INSTRUCTION: Repeat all of the material below exactly as written, images excluded.

GIVEN INFORMATION:
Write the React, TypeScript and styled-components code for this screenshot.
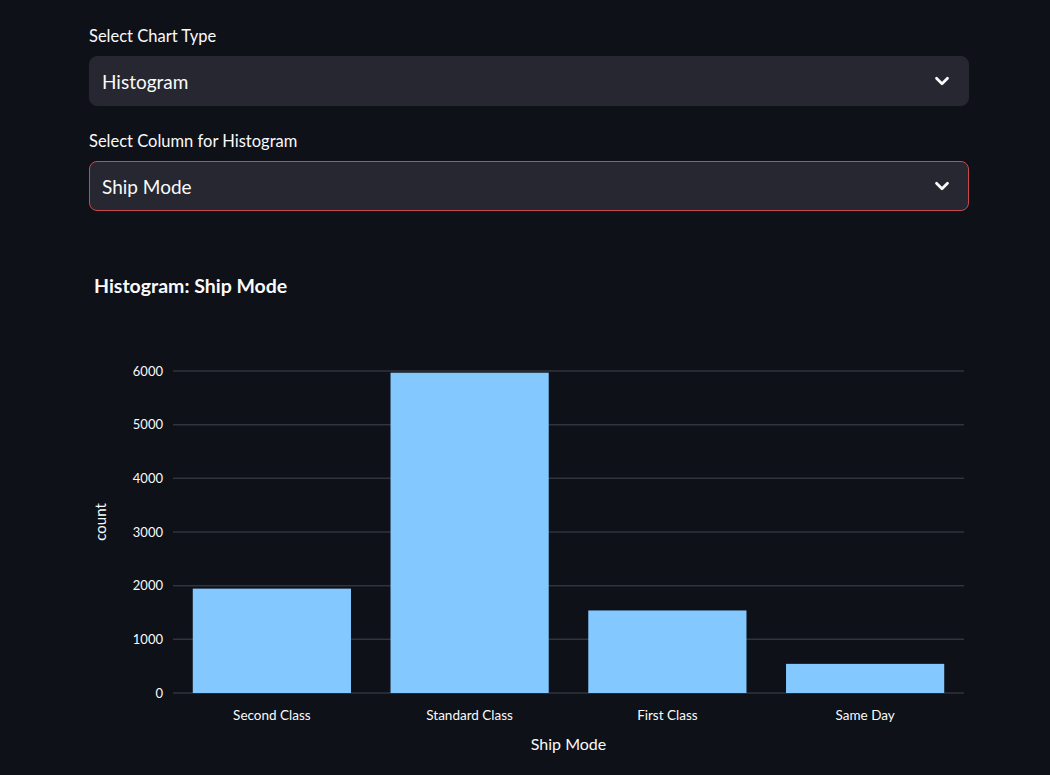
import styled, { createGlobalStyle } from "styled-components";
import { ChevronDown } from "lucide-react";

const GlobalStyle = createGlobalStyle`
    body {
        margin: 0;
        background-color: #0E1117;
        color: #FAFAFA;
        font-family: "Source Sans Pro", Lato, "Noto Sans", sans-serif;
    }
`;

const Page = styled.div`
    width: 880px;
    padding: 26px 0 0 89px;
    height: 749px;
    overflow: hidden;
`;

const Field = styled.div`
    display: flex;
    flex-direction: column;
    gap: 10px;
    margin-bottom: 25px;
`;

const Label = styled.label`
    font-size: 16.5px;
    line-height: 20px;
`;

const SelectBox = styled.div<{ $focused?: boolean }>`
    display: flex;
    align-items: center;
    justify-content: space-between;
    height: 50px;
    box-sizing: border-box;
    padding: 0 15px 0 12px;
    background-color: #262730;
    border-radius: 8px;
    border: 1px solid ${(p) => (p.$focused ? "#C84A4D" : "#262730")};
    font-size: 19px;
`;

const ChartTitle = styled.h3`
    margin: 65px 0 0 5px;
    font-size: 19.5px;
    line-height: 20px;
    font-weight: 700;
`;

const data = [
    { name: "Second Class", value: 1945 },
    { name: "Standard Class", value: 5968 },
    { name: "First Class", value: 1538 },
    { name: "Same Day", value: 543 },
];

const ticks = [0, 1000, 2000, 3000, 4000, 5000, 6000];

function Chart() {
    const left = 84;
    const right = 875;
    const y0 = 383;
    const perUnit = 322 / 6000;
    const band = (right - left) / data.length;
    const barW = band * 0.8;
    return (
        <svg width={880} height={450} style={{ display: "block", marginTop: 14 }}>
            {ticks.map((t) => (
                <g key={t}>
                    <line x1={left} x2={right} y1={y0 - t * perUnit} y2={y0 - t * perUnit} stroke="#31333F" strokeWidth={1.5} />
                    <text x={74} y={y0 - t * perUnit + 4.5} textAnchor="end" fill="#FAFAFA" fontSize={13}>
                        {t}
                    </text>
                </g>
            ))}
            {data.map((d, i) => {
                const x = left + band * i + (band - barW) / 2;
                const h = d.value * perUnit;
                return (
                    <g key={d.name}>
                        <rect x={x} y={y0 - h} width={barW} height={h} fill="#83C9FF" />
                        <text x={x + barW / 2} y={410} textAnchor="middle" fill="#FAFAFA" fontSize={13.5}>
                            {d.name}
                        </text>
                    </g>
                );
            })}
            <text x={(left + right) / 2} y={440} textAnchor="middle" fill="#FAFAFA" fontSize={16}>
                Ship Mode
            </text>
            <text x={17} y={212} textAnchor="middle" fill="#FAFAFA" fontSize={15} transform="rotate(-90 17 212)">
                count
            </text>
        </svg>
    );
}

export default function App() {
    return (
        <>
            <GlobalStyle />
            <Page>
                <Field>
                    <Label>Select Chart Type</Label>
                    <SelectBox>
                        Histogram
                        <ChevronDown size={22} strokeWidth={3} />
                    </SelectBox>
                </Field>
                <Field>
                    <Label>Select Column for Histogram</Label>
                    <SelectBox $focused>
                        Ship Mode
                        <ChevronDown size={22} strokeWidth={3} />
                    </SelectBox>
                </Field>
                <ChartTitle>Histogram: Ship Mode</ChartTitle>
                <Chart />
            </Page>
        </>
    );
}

THE OUTPUT:
Write the React, TypeScript and styled-components code for this screenshot.
import styled, { createGlobalStyle } from "styled-components";
import { ChevronDown } from "lucide-react";

const GlobalStyle = createGlobalStyle`
    body {
        margin: 0;
        background-color: #0E1117;
        color: #FAFAFA;
        font-family: "Source Sans Pro", Lato, "Noto Sans", sans-serif;
    }
`;

const Page = styled.div`
    width: 880px;
    padding: 26px 0 0 89px;
    height: 749px;
    overflow: hidden;
`;

const Field = styled.div`
    display: flex;
    flex-direction: column;
    gap: 10px;
    margin-bottom: 25px;
`;

const Label = styled.label`
    font-size: 16.5px;
    line-height: 20px;
`;

const SelectBox = styled.div<{ $focused?: boolean }>`
    display: flex;
    align-items: center;
    justify-content: space-between;
    height: 50px;
    box-sizing: border-box;
    padding: 0 15px 0 12px;
    background-color: #262730;
    border-radius: 8px;
    border: 1px solid ${(p) => (p.$focused ? "#C84A4D" : "#262730")};
    font-size: 19px;
`;

const ChartTitle = styled.h3`
    margin: 65px 0 0 5px;
    font-size: 19.5px;
    line-height: 20px;
    font-weight: 700;
`;

const data = [
    { name: "Second Class", value: 1945 },
    { name: "Standard Class", value: 5968 },
    { name: "First Class", value: 1538 },
    { name: "Same Day", value: 543 },
];

const ticks = [0, 1000, 2000, 3000, 4000, 5000, 6000];

function Chart() {
    const left = 84;
    const right = 875;
    const y0 = 383;
    const perUnit = 322 / 6000;
    const band = (right - left) / data.length;
    const barW = band * 0.8;
    return (
        <svg width={880} height={450} style={{ display: "block", marginTop: 14 }}>
            {ticks.map((t) => (
                <g key={t}>
                    <line x1={left} x2={right} y1={y0 - t * perUnit} y2={y0 - t * perUnit} stroke="#31333F" strokeWidth={1.5} />
                    <text x={74} y={y0 - t * perUnit + 4.5} textAnchor="end" fill="#FAFAFA" fontSize={13}>
                        {t}
                    </text>
                </g>
            ))}
            {data.map((d, i) => {
                const x = left + band * i + (band - barW) / 2;
                const h = d.value * perUnit;
                return (
                    <g key={d.name}>
                        <rect x={x} y={y0 - h} width={barW} height={h} fill="#83C9FF" />
                        <text x={x + barW / 2} y={410} textAnchor="middle" fill="#FAFAFA" fontSize={13.5}>
                            {d.name}
                        </text>
                    </g>
                );
            })}
            <text x={(left + right) / 2} y={440} textAnchor="middle" fill="#FAFAFA" fontSize={16}>
                Ship Mode
            </text>
            <text x={17} y={212} textAnchor="middle" fill="#FAFAFA" fontSize={15} transform="rotate(-90 17 212)">
                count
            </text>
        </svg>
    );
}

export default function App() {
    return (
        <>
            <GlobalStyle />
            <Page>
                <Field>
                    <Label>Select Chart Type</Label>
                    <SelectBox>
                        Histogram
                        <ChevronDown size={22} strokeWidth={3} />
                    </SelectBox>
                </Field>
                <Field>
                    <Label>Select Column for Histogram</Label>
                    <SelectBox $focused>
                        Ship Mode
                        <ChevronDown size={22} strokeWidth={3} />
                    </SelectBox>
                </Field>
                <ChartTitle>Histogram: Ship Mode</ChartTitle>
                <Chart />
            </Page>
        </>
    );
}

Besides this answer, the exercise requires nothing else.